Question

$$\frac {x}{2}+\frac {5}{3}=2$$

Answer

**step1** Understanding the Problem

The problem asks us to find the value of an unknown number, represented by 'x', in the equation $$\frac{x}{2} + \frac{5}{3} = 2$$. This means we are looking for a number 'x' such that when we divide it by 2, and then add $$\frac{5}{3}$$ to the result, the final sum is 2.

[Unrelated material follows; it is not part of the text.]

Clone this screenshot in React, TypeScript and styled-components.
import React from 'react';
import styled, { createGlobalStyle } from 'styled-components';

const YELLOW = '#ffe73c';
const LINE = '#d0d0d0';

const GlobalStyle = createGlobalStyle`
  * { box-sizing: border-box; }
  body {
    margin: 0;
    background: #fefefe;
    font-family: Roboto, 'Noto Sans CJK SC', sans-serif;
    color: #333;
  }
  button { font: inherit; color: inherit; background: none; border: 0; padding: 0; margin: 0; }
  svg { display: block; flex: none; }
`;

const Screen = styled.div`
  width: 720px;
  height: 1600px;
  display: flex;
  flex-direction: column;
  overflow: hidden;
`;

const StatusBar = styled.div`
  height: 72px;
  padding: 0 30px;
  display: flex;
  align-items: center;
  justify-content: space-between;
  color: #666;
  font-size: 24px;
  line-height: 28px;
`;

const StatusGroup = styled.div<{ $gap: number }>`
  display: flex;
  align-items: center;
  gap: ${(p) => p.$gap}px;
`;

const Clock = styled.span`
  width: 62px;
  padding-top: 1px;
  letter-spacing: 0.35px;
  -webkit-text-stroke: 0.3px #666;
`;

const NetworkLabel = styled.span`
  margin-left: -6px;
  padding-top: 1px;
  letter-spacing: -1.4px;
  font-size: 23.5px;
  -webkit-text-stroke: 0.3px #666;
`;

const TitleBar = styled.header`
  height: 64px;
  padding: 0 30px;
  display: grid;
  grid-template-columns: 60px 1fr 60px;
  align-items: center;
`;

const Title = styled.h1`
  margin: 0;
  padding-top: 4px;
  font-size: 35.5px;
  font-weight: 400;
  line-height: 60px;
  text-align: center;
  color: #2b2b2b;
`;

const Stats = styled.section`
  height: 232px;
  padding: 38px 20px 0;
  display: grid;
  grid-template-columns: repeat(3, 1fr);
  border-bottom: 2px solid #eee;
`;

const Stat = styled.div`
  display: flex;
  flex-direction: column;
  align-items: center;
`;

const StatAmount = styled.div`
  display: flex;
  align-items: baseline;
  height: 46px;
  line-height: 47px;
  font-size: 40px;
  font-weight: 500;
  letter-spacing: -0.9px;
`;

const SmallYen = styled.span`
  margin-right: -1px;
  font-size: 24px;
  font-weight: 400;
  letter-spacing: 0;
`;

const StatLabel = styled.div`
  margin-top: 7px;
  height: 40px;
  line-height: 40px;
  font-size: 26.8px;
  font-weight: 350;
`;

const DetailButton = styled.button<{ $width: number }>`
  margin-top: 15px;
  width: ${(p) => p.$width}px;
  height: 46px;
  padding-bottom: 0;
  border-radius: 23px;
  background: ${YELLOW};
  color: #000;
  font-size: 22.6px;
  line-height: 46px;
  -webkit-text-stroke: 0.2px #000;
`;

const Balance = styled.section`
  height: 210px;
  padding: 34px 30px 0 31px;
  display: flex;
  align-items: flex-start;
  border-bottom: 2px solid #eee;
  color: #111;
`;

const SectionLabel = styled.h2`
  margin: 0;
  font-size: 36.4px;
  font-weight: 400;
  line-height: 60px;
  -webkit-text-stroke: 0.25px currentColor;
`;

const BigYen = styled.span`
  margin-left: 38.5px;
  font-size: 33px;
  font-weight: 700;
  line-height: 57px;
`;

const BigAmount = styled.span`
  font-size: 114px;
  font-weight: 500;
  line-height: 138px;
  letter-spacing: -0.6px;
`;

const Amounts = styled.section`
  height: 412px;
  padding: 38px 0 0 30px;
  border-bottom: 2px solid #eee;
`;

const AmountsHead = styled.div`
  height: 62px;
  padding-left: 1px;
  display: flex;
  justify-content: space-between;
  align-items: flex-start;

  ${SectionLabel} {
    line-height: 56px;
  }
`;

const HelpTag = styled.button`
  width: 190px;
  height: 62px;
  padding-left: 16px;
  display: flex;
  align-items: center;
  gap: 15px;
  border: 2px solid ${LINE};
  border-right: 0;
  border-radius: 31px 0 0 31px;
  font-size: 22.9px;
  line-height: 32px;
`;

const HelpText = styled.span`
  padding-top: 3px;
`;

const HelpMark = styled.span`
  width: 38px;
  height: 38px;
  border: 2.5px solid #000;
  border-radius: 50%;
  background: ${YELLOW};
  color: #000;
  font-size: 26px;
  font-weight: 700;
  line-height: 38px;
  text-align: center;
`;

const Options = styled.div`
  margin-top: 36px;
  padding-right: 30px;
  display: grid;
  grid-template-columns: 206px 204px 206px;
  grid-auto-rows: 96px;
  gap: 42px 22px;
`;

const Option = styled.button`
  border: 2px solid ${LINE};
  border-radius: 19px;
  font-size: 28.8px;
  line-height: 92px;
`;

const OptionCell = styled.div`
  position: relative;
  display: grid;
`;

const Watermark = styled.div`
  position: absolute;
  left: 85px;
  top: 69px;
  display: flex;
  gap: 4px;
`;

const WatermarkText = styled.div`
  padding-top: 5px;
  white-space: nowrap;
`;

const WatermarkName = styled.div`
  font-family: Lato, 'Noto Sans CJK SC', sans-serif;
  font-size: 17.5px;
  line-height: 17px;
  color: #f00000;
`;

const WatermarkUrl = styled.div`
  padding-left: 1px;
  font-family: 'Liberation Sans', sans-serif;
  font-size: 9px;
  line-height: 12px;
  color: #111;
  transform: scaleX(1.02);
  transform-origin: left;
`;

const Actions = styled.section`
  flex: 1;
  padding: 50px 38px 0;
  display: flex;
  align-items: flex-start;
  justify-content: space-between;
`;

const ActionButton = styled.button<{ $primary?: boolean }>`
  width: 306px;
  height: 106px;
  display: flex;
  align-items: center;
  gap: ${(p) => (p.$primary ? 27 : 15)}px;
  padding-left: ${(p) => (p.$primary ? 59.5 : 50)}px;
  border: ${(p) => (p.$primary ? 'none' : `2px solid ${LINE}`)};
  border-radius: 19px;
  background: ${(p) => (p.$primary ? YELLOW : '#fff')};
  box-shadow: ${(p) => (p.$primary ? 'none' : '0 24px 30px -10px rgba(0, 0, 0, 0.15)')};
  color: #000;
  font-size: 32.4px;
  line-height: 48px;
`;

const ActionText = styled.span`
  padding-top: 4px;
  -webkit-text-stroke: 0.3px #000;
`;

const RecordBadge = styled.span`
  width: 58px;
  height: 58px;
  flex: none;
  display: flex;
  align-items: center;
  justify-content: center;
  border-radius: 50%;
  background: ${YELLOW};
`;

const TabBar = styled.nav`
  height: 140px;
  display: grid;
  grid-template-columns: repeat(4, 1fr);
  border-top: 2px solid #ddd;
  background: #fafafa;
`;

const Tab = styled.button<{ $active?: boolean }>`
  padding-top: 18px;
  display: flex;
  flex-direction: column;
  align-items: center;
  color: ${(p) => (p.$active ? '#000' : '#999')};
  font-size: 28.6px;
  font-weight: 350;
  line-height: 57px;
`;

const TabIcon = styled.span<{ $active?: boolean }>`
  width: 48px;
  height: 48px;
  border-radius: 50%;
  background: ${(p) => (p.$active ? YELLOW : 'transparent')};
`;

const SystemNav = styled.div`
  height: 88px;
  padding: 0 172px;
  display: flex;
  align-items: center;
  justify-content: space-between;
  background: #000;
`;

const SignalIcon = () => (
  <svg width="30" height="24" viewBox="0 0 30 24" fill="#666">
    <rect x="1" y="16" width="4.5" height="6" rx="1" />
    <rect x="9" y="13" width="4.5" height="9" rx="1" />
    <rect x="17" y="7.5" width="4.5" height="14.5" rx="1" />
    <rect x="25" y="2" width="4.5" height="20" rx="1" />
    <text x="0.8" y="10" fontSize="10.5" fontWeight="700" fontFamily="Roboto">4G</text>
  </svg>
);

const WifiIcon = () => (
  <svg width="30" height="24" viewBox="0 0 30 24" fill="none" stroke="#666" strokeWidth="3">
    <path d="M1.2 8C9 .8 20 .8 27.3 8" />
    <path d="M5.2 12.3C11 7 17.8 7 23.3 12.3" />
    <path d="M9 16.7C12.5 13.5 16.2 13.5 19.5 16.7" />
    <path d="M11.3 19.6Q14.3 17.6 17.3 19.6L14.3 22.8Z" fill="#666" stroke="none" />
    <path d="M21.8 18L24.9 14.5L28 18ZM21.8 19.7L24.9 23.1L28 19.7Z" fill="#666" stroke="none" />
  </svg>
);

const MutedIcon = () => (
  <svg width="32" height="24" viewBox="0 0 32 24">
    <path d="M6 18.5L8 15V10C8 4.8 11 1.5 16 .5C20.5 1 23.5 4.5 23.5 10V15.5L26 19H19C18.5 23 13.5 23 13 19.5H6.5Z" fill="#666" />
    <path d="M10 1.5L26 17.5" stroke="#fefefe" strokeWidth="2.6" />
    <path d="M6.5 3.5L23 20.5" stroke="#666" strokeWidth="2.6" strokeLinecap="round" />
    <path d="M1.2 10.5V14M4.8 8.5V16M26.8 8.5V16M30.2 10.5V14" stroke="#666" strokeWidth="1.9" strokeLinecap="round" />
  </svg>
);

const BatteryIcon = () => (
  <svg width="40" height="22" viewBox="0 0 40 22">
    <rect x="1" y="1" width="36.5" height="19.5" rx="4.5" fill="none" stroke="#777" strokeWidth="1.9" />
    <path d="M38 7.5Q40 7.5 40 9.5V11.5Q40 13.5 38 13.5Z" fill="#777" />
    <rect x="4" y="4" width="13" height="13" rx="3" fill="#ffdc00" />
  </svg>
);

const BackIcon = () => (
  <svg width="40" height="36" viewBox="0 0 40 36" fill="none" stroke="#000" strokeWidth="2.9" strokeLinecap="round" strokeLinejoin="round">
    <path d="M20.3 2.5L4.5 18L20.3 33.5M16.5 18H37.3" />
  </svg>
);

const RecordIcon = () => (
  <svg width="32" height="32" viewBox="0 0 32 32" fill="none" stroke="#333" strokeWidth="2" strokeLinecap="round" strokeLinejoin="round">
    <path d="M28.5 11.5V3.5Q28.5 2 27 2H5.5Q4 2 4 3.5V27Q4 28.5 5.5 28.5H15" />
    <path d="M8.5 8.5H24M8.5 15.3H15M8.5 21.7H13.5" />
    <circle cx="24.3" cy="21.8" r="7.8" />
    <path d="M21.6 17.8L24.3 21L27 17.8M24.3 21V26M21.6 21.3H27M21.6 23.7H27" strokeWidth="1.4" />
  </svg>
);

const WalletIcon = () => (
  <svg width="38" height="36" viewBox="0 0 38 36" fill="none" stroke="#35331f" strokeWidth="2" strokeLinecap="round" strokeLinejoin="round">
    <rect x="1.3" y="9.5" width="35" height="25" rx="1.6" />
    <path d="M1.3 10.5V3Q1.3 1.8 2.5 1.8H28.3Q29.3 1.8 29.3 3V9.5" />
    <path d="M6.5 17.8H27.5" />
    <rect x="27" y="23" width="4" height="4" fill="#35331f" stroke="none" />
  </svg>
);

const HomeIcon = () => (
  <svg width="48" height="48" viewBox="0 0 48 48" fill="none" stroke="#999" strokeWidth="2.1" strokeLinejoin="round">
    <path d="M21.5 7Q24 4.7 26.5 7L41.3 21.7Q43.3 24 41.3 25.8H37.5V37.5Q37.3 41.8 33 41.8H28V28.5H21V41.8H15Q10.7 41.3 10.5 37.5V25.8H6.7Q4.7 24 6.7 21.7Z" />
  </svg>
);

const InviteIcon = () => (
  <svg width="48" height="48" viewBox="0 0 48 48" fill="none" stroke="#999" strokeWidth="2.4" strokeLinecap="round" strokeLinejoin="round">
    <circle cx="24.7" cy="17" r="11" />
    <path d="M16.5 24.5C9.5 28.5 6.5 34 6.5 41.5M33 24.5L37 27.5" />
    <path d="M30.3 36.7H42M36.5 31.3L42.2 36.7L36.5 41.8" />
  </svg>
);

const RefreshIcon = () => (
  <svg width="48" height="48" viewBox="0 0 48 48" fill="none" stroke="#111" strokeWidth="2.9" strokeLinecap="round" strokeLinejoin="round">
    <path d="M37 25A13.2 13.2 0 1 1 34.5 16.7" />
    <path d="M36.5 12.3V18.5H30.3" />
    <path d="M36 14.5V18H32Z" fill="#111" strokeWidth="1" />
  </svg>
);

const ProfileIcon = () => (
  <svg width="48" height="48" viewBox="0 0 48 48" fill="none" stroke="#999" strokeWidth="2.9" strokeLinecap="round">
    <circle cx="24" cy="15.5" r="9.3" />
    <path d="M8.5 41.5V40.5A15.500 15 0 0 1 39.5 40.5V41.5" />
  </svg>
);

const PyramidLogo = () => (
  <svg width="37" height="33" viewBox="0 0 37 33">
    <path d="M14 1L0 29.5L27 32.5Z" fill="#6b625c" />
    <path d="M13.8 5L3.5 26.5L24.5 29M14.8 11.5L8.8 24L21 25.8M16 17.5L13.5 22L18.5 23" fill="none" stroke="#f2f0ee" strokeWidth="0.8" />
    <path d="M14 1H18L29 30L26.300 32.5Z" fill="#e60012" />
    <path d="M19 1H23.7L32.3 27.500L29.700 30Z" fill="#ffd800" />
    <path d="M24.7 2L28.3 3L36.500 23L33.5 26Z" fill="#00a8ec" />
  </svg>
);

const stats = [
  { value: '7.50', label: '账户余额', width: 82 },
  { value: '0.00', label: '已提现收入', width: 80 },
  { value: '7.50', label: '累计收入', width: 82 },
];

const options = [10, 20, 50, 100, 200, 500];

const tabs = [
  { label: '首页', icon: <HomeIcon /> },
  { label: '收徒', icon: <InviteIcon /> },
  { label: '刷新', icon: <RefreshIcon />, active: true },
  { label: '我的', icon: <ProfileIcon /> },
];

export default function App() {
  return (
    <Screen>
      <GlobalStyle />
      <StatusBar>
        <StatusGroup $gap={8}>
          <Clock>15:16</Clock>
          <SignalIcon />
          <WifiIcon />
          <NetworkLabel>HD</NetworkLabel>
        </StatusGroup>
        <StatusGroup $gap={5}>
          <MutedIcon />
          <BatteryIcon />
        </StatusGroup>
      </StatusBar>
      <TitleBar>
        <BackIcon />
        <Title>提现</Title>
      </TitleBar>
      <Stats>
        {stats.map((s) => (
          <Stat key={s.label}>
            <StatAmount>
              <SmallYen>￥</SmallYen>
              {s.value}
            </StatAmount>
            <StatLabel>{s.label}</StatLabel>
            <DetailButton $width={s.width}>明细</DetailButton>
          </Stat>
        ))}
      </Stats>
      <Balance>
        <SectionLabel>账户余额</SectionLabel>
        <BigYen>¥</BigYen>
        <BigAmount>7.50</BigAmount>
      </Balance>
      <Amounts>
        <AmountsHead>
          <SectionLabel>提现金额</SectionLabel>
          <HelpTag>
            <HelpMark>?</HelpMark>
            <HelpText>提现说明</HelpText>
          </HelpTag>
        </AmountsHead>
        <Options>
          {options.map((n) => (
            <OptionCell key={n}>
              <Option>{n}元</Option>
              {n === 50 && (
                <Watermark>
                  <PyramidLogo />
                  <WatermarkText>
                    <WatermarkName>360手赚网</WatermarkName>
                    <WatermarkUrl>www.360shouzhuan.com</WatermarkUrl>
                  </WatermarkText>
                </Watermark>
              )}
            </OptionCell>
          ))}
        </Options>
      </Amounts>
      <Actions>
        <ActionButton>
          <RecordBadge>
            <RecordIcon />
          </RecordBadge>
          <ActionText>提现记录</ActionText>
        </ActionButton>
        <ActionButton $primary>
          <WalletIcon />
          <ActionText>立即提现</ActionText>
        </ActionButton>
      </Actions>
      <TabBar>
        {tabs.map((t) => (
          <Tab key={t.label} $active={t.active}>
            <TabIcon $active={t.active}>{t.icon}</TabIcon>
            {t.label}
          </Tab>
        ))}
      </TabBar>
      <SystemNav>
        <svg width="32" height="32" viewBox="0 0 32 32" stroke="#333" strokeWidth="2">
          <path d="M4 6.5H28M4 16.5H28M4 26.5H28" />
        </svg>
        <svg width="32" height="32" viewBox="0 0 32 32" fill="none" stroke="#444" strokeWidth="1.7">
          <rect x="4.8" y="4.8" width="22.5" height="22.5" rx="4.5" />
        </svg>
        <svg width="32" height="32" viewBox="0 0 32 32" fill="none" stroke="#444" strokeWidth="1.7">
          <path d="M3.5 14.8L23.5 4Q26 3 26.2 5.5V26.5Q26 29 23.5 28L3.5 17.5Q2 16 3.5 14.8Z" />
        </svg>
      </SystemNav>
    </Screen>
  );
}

**step2** Isolating the term with 'x'

We have an equation that looks like "something plus $$\frac{5}{3}$$ equals 2". To find out what that "something" is, we need to subtract $$\frac{5}{3}$$ from 2.
So, we can write:
$$\frac{x}{2} = 2 - \frac{5}{3}$$

**step3** Subtracting the fractions

To subtract a fraction from a whole number, or to subtract fractions with different denominators, we need to find a common denominator.
The whole number 2 can be written as a fraction: $$\frac{2}{1}$$.
The denominators are 1 and 3. The least common multiple (LCM) of 1 and 3 is 3.
So, we rewrite 2 as a fraction with a denominator of 3:
$$2 = \frac{2 \times 3}{1 \times 3} = \frac{6}{3}$$
Now, we can perform the subtraction:
$$\frac{x}{2} = \frac{6}{3} - \frac{5}{3}$$
$$\frac{x}{2} = \frac{6 - 5}{3}$$
$$\frac{x}{2} = \frac{1}{3}$$

**step4** Finding the value of 'x'

Now we have an equation that looks like "x divided by 2 equals $$\frac{1}{3}$$".
To find 'x', we need to perform the inverse operation of division, which is multiplication. We multiply both sides by 2:
$$x = \frac{1}{3} \times 2$$

**step5** Multiplying the fraction

To multiply a fraction by a whole number, we multiply the numerator by the whole number.
$$x = \frac{1 \times 2}{3}$$
$$x = \frac{2}{3}$$
So, the value of 'x' that satisfies the equation is $$\frac{2}{3}$$.